Thursday, June 26, 2014

So What Makes It A Holy Well?

Once again this morning I am pondering the thought that if I don’t reflect on the beauty and grace of life, I simply won’t see it – I will see its shabbiness and pain instead.

A couple of nights ago, I had dinner with a few friends, and I took each of them a little bottle of water from a "holy well" in Ireland.  One of the ladies asked,

“What makes this a holy well?”


Because it IS (it exists), and because thousands of people for hundreds of years have traveled far to experience its holiness, its healing waters, its beauty and grace, and the peace of that ancient space. There are “thin places” in the world, and this place is that kind of space.

I don’t think that’s what I said exactly, but that’s what makes something holy: the witness of others who have recognized and experienced its miraculous healing and its sense of ‘sacredness’.  And sacredness is all around us; it can be everywhere if we but have eyes to see. We, you and I, have the privilege of labeling life “holy and sacred”. Or we can label life hard, sad and complicated. It’s our choice.

All of life is holy. But it is, for me, imperative that I ponder the holiness and sacredness of life – otherwise all I see is the mundane. I must listen to that mockingbird’s song as if I never heard it before, or it will lose its glory each new morning. I long for beauty in my life – to see it, hold it, and kiss its face. To draw near my furry kitty’s face, smell her breath, feel her softness and look into those deep golden wells you and I have labeled eyes and see the face of God. To look up from my journal and see the raindrops dancing on the creek.

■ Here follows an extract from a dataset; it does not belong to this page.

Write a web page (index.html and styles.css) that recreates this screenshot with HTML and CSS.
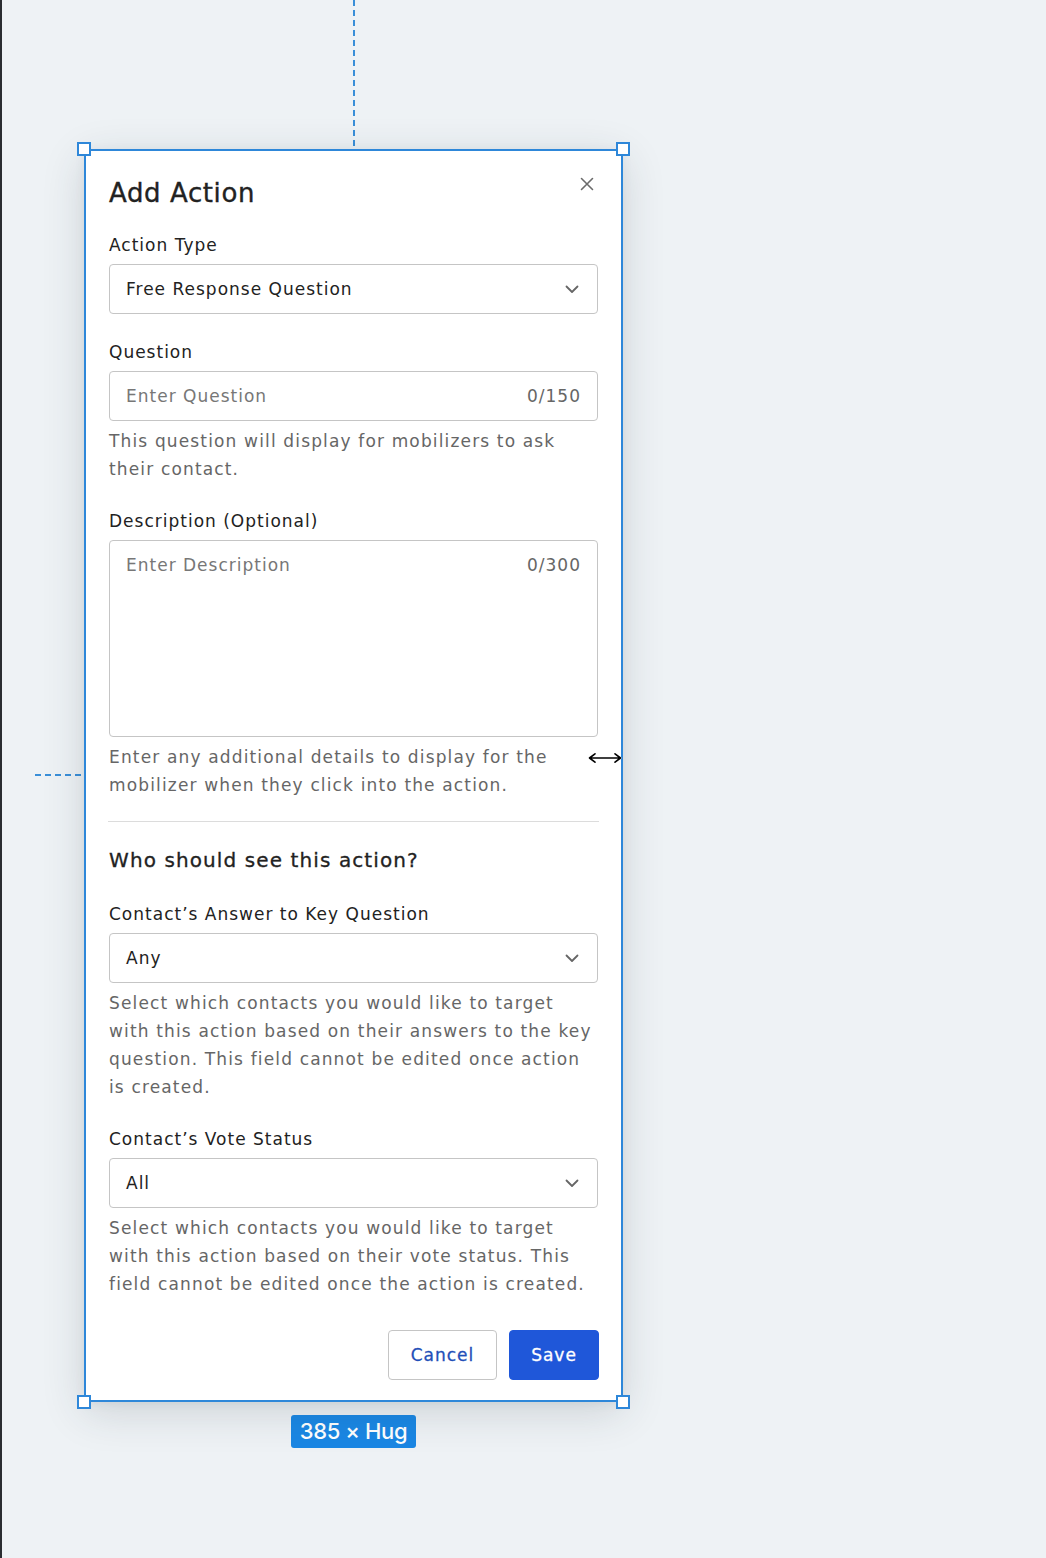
FILE: index.html
```html
<!DOCTYPE html>
<html lang="en">
<head>
<meta charset="utf-8">
<title>Add Action</title>
<link rel="stylesheet" href="styles.css">
</head>
<body>
<div class="canvas">
  <div class="guide guide-top"></div>
  <div class="guide guide-left"></div>

  <div class="frame">
    <div class="modal">
      <span class="handle h-tl"></span>
      <span class="handle h-tr"></span>
      <span class="handle h-bl"></span>
      <span class="handle h-br"></span>

      <button class="close" aria-label="Close">
        <svg width="14" height="14" viewBox="0 0 14 14"><path d="M1.5 1.5 L12.5 12.5 M12.5 1.5 L1.5 12.5" stroke="#6b6b6b" stroke-width="1.6" fill="none" stroke-linecap="round"/></svg>
      </button>

      <h1 class="title">Add Action</h1>

      <div class="field first">
        <label class="label">Action Type</label>
        <div class="control select">
          <span class="value">Free Response Question</span>
          <svg class="chev" width="14" height="9" viewBox="0 0 14 9"><path d="M1.5 1.5 L7 7 L12.5 1.5" stroke="#666" stroke-width="1.8" fill="none" stroke-linecap="round" stroke-linejoin="round"/></svg>
        </div>
      </div>

      <div class="field">
        <label class="label">Question</label>
        <div class="control input">
          <span class="placeholder">Enter Question</span>
          <span class="count">0/150</span>
        </div>
        <p class="help">This question will display for mobilizers to ask their contact.</p>
      </div>

      <div class="field">
        <label class="label">Description (Optional)</label>
        <div class="control textarea">
          <span class="placeholder">Enter Description</span>
          <span class="count">0/300</span>
        </div>
        <p class="help">Enter any additional details to display for the mobilizer when they click into the action.</p>
      </div>

      <hr class="divider">

      <h2 class="subtitle">Who should see this action?</h2>

      <div class="field sub-first">
        <label class="label">Contact’s Answer to Key Question</label>
        <div class="control select">
          <span class="value">Any</span>
          <svg class="chev" width="14" height="9" viewBox="0 0 14 9"><path d="M1.5 1.5 L7 7 L12.5 1.5" stroke="#666" stroke-width="1.8" fill="none" stroke-linecap="round" stroke-linejoin="round"/></svg>
        </div>
        <p class="help">Select which contacts you would like to target with this action based on their answers to the key question. This field cannot be edited once action is created.</p>
      </div>

      <div class="field">
        <label class="label">Contact’s Vote Status</label>
        <div class="control select">
          <span class="value">All</span>
          <svg class="chev" width="14" height="9" viewBox="0 0 14 9"><path d="M1.5 1.5 L7 7 L12.5 1.5" stroke="#666" stroke-width="1.8" fill="none" stroke-linecap="round" stroke-linejoin="round"/></svg>
        </div>
        <p class="help">Select which contacts you would like to target with this action based on their vote status. This field cannot be edited once the action is created.</p>
      </div>

      <div class="actions">
        <button class="btn btn-cancel">Cancel</button>
        <button class="btn btn-save">Save</button>
      </div>

      <svg class="cursor" width="40" height="16" viewBox="0 0 40 16">
        <path d="M3 8 L10 2.5 L10 6 L30 6 L30 2.5 L37 8 L30 13.5 L30 10 L10 10 L10 13.5 Z" fill="#fff"/>
        <path d="M4.5 8 L10 3.8 M4.5 8 L10 12.2 M4.5 8 L35.5 8 M35.5 8 L30 3.8 M35.5 8 L30 12.2" stroke="#000" stroke-width="1.6" fill="none" stroke-linecap="round"/>
      </svg>
    </div>
    <div class="size-badge">385 × Hug</div>
  </div>
</div>
</body>
</html>
```

FILE: styles.css
```css
* { box-sizing: border-box; }

html, body {
  margin: 0;
  padding: 0;
}

body {
  background: #eef2f5;
  font-family: "DejaVu Sans", "Open Sans", sans-serif;
  color: #222;
  min-height: 1558px;
  border-left: 2px solid #2a2d31;
}

.canvas {
  position: relative;
  min-height: 1558px;
}

.guide {
  position: absolute;
}
.guide-top {
  left: 351px;
  top: 0;
  height: 146px;
  width: 0;
  border-left: 2px dashed #3a8fd8;
}
.guide-left {
  left: 33px;
  top: 774px;
  width: 46px;
  height: 0;
  border-top: 2px dashed #3a8fd8;
}

.frame {
  padding: 149px 0 0 82px;
  width: 621px;
  display: flex;
  flex-direction: column;
  align-items: center;
}

.modal {
  position: relative;
  width: 539px;
  flex: none;
  background: #fff;
  border: 2px solid #2e87d9;
  padding: 24px 23px 20px 23px;
  box-shadow: 0 10px 40px rgba(40, 50, 60, 0.16), 0 2px 10px rgba(40, 50, 60, 0.06);
}

.handle {
  position: absolute;
  width: 14px;
  height: 14px;
  background: #fff;
  border: 2px solid #2e87d9;
}
.h-tl { left: -9px; top: -9px; }
.h-tr { right: -9px; top: -9px; }
.h-bl { left: -9px; bottom: -9px; }
.h-br { right: -9px; bottom: -9px; }

.close {
  position: absolute;
  top: 25px;
  right: 26px;
  width: 16px;
  height: 16px;
  padding: 0;
  border: 0;
  background: transparent;
  display: flex;
  align-items: center;
  justify-content: center;
}

.title {
  margin: 0;
  font-size: 26px;
  line-height: 36px;
  font-weight: normal;
  -webkit-text-stroke: 0.35px #222;
  color: #222;
  letter-spacing: 0.6px;
}

.field {
  display: flex;
  flex-direction: column;
  margin-top: 26px;
}
.field.first { margin-top: 22px; }
.field.sub-first { margin-top: 28px; }

.label {
  font-size: 17px;
  line-height: 24px;
  color: #222;
  letter-spacing: 1px;
  margin-bottom: 7px;
}

.control {
  border: 1px solid #c5c5c5;
  border-radius: 4px;
  background: #fff;
  display: flex;
  justify-content: space-between;
  font-size: 17px;
  letter-spacing: 1px;
  padding: 0 16px 0 16px;
}
.select, .input {
  height: 50px;
  align-items: center;
}
.textarea {
  height: 197px;
  align-items: flex-start;
  padding-top: 12px;
  line-height: 24px;
}

.value { color: #222; }
.placeholder { color: #777; }
.count { color: #666; }

.chev { margin-right: 2px; }

.help {
  margin: 6px 0 0 0;
  font-size: 17px;
  line-height: 28px;
  color: #666;
  letter-spacing: 1.15px;
}

.divider {
  margin: 22px -1px 0 -1px;
  border: 0;
  border-top: 1px solid #dcdcdc;
  height: 0;
}

.subtitle {
  margin: 24px 0 0 0;
  font-size: 20px;
  line-height: 28px;
  font-weight: normal;
  -webkit-text-stroke: 0.3px #222;
  color: #222;
  letter-spacing: 1.1px;
}

.actions {
  display: flex;
  justify-content: flex-end;
  gap: 12px;
  margin-top: 32px;
}

.btn {
  height: 50px;
  border-radius: 4px;
  font-family: inherit;
  font-size: 17px;
  font-weight: normal;
  letter-spacing: 1px;
  cursor: pointer;
}
.btn-cancel {
  width: 109px;
  background: #fff;
  border: 1px solid #c5c5c5;
  color: #1f4fb8;
  -webkit-text-stroke: 0.3px #1f4fb8;
}
.btn-save {
  width: 90px;
  margin-right: -1px;
  background: #1f57d9;
  border: 1px solid #1f57d9;
  color: #fff;
  -webkit-text-stroke: 0.3px #fff;
}

.cursor {
  position: absolute;
  right: -4px;
  top: 599px;
}

.size-badge {
  margin-top: 13px;
  background: #1a87e4;
  color: #fff;
  font-family: Inter, "Noto Sans", sans-serif;
  font-size: 22px;
  line-height: 33px;
  padding: 0 9px;
  border-radius: 3px;
  font-weight: 500;
  letter-spacing: -0.4px;
}
```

To seek out the low raspy “hoorah” of Mother Frog crouched almost hidden underneath flora dripping from long-awaited rain – that is holy.



For some reason most of us tend to complaint. Perhaps it’s not “life” that is profane, but simply our sight, our hearts and minds. Maybe like the hot dry dusty earth, we need to be refreshed, baptized and washed anew with “holy water”, summer rain, in order to see the beauty of life shimmering around us. Maybe it’s our “hurry up and get it done” ordering of the priorities of the day that causes life to become mundane, profane. Our sense of having to control everything around us – even the places we sit in order to experience morning’s grace. I do it too. I want my coffee nearby, and a cushioned chair underneath my bottom. And no mosquitoes, thank you very much.
But there are moments that shimmer through, thresholds of time and space that awaken me to wonder, when I can pause and sit on the damp ground to receive a photo of a frog also wet with refreshing rain. And in those moments, I know that life is holy, and I can add my voice and my experience to all those other pilgrims along the way who say, “This is a ‘holy well’”.

There was a delicious poem posted on Facebook a few mornings back, that I failed to save, but I’ve remembered well the “just” of it. The poet mused on getting together with a friend and talking only about the beautiful – no complaints, no discussion of the hardness of life or the sadness of our children or the brutal nature of business today, but only talk of beauty – could we do that for just one hour? And remind ourselves that life is holy. I think that’s another gift from pilgrimage – for eight days, we talked of beauty, we explored beauty, we breathed in grace and holiness every day. In eight days, there was perhaps eight minutes of complaint? If even that. And that’s holy.